Wir müssen an den Tisch zurückkehren
Es ist daher hoch an der Zeit, dass wir als Bürger*innen und als Konsument*innen gleichermaßen an den Tisch zurückkehren. Dort, wo Politik, Produzenten und Handel sich bislang weitestgehend unter Ausschluss der Öffentlichkeit die gesetzlichen Spielregeln für die Landwirtschaft ausmachen, dort muss es künftig auch eine Vertretung der Konsumierenden geben. Sonst werden die Beschlüsse nicht mitgetragen und dann braucht man sich nicht wundern, dass die bisherige Entwicklung verstärkt.
Wer also will, dass die kleinbäuerliche österreichische Landwirtschaft eine Zukunft hat, wer möchte, dass Tierwohl, Naturschutz und gesunde Lebensmittel gestärkt werden, der muss in Dialog treten. Und zulassen, dass Menschen sich einmischen. Dazu braucht es auch ein gewisses Maß an Toleranz: Denn ja, die meisten Konsumenten haben wirklich keine Ahnung – woher sollen sie es auch wissen? Wer was daran ändern möchte, sollte sich auf ein Gespräch mit ihnen einlassen. Davon profitieren wir letztlich alle.

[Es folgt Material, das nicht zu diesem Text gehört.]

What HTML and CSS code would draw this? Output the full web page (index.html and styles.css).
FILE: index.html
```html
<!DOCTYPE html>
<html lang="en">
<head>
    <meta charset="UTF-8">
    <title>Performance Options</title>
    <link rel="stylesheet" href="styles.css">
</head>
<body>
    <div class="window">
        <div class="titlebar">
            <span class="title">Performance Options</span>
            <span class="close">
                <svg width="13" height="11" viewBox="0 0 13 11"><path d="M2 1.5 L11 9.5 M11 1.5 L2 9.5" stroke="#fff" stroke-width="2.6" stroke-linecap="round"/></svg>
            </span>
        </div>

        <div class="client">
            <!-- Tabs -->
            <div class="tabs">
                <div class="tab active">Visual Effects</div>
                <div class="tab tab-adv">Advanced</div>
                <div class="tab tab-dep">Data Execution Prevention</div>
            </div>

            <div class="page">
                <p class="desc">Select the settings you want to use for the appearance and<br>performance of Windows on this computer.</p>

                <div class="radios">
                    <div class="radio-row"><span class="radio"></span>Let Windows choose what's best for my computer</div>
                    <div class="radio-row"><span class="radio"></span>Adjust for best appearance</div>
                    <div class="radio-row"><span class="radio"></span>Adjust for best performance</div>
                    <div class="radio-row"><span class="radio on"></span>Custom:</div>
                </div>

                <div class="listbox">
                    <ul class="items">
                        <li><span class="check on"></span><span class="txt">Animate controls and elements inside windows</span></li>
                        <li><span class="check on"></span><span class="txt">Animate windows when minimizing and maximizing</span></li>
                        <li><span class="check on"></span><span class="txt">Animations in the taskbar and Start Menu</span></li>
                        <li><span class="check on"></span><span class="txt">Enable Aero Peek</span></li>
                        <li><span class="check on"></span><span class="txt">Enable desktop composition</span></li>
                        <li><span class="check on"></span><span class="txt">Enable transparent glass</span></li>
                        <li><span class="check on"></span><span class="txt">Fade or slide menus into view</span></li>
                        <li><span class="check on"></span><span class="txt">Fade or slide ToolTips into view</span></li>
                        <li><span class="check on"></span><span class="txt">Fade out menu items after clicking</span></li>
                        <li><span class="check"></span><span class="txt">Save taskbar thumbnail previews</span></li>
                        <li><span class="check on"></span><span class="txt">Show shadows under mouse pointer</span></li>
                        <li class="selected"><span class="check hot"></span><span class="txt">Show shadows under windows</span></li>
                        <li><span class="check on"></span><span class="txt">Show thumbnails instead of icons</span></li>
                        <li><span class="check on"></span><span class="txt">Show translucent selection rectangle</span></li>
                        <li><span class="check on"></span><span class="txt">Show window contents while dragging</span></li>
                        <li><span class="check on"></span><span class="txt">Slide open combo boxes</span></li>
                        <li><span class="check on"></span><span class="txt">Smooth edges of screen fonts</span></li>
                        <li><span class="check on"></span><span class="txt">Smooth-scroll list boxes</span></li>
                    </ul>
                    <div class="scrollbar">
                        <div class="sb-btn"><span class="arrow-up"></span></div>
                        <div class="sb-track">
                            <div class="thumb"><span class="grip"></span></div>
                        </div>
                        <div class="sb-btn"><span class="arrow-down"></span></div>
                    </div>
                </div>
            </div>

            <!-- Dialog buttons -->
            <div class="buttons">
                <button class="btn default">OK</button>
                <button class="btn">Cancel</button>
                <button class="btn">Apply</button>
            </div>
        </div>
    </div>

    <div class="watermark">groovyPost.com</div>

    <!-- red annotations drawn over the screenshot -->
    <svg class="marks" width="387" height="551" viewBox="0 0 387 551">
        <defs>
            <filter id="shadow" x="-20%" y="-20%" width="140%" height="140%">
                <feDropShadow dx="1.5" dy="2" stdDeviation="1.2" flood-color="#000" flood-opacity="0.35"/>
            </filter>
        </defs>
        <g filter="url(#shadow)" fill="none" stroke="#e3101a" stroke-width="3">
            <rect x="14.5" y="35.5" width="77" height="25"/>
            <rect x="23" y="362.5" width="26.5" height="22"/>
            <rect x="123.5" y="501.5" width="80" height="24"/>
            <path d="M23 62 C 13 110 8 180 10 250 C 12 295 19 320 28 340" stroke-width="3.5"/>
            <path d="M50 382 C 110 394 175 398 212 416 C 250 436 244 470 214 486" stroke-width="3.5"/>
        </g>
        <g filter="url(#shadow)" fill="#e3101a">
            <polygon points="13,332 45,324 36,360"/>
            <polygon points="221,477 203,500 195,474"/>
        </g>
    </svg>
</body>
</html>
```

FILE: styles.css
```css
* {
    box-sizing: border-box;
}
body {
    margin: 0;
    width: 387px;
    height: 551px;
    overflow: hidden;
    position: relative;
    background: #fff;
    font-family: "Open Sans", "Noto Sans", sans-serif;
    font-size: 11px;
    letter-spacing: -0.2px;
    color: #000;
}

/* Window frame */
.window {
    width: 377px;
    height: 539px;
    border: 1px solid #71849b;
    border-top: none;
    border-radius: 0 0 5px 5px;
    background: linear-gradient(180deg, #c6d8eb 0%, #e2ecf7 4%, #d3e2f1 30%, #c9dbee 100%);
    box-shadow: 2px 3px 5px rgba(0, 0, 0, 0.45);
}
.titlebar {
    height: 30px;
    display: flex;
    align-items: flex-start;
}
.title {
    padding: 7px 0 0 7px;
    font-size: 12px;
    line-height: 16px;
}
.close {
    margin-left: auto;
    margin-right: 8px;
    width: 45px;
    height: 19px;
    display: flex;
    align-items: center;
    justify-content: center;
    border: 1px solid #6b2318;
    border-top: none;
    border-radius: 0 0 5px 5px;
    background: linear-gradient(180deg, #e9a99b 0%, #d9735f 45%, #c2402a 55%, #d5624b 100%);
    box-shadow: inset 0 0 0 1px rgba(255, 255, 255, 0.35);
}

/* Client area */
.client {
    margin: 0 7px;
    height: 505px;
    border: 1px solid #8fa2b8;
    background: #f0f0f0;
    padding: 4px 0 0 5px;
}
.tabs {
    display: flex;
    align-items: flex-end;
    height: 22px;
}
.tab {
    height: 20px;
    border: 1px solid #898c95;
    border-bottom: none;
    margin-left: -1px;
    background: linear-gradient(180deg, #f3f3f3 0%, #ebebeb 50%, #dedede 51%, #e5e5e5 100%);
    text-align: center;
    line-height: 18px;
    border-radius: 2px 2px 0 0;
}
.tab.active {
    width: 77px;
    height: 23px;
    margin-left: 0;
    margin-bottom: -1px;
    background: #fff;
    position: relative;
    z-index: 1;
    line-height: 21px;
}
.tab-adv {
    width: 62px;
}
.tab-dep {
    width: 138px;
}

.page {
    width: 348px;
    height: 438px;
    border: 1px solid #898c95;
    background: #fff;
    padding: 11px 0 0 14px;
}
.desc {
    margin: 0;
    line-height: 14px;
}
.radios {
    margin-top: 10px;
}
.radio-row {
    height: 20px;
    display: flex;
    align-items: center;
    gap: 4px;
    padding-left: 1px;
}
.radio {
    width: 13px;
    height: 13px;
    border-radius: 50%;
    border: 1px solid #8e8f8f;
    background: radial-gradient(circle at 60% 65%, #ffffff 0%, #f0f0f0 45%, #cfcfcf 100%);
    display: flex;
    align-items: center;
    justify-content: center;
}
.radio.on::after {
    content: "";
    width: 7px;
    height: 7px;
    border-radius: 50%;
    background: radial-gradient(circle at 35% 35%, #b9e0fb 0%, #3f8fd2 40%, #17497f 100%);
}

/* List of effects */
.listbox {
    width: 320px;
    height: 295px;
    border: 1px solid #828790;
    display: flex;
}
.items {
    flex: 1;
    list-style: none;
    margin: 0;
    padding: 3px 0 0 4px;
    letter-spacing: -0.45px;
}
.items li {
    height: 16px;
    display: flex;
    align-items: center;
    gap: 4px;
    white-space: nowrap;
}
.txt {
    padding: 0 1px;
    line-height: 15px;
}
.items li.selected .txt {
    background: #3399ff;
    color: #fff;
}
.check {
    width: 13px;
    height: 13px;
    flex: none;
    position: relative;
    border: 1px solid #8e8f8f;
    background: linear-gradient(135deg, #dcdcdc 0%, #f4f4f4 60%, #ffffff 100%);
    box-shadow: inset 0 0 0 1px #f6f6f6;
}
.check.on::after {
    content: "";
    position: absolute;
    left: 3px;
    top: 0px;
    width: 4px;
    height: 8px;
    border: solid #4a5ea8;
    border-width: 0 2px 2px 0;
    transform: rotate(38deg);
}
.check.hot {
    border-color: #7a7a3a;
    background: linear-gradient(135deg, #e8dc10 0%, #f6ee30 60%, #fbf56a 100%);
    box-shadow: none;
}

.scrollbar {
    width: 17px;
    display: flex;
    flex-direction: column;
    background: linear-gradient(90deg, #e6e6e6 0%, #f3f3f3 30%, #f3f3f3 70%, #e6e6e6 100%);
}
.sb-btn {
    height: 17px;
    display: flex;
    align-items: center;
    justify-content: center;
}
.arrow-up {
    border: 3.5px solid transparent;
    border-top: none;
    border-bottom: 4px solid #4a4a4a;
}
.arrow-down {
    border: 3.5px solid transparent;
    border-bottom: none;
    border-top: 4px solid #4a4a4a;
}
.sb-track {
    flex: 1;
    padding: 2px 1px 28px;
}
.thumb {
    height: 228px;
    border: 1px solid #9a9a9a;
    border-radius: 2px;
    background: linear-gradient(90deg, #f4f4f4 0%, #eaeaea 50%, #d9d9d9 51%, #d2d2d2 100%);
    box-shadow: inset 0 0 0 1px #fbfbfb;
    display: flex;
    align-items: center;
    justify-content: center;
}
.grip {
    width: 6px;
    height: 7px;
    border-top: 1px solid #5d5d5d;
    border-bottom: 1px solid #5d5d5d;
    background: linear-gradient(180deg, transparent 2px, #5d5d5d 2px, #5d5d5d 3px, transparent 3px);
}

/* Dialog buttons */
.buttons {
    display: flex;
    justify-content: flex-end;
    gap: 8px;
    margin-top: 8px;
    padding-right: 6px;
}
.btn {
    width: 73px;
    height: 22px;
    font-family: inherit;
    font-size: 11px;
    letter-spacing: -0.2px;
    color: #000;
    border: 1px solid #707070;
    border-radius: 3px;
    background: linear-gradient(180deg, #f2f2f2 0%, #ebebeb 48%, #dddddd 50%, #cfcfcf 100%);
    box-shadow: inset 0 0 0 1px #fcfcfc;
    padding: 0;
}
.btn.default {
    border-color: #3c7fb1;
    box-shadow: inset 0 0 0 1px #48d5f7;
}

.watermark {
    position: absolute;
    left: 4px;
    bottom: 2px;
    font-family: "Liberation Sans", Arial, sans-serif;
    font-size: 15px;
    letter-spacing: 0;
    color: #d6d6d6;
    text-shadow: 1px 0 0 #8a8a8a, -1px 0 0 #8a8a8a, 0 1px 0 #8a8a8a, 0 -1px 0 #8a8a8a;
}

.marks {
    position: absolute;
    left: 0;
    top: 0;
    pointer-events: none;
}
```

Nach Meinung der Expert*innen braucht es einen „Totalumbau der Landwirtschaft“, nicht nur zur Erreichung von mehr Tierwohl, sondern auch zur Absicherung der kleinbäuerlichen Betriebe in Österreich. Ihre Wettbewerbsfähigkeit wird sich demnach künftig an einem Maximum an Tierwohl und Naturschutz orientieren, nicht an der Fähigkeit möglichst viel Leid in möglichst kurzer Zeit zum möglichst niedrigen Preis zu produzieren.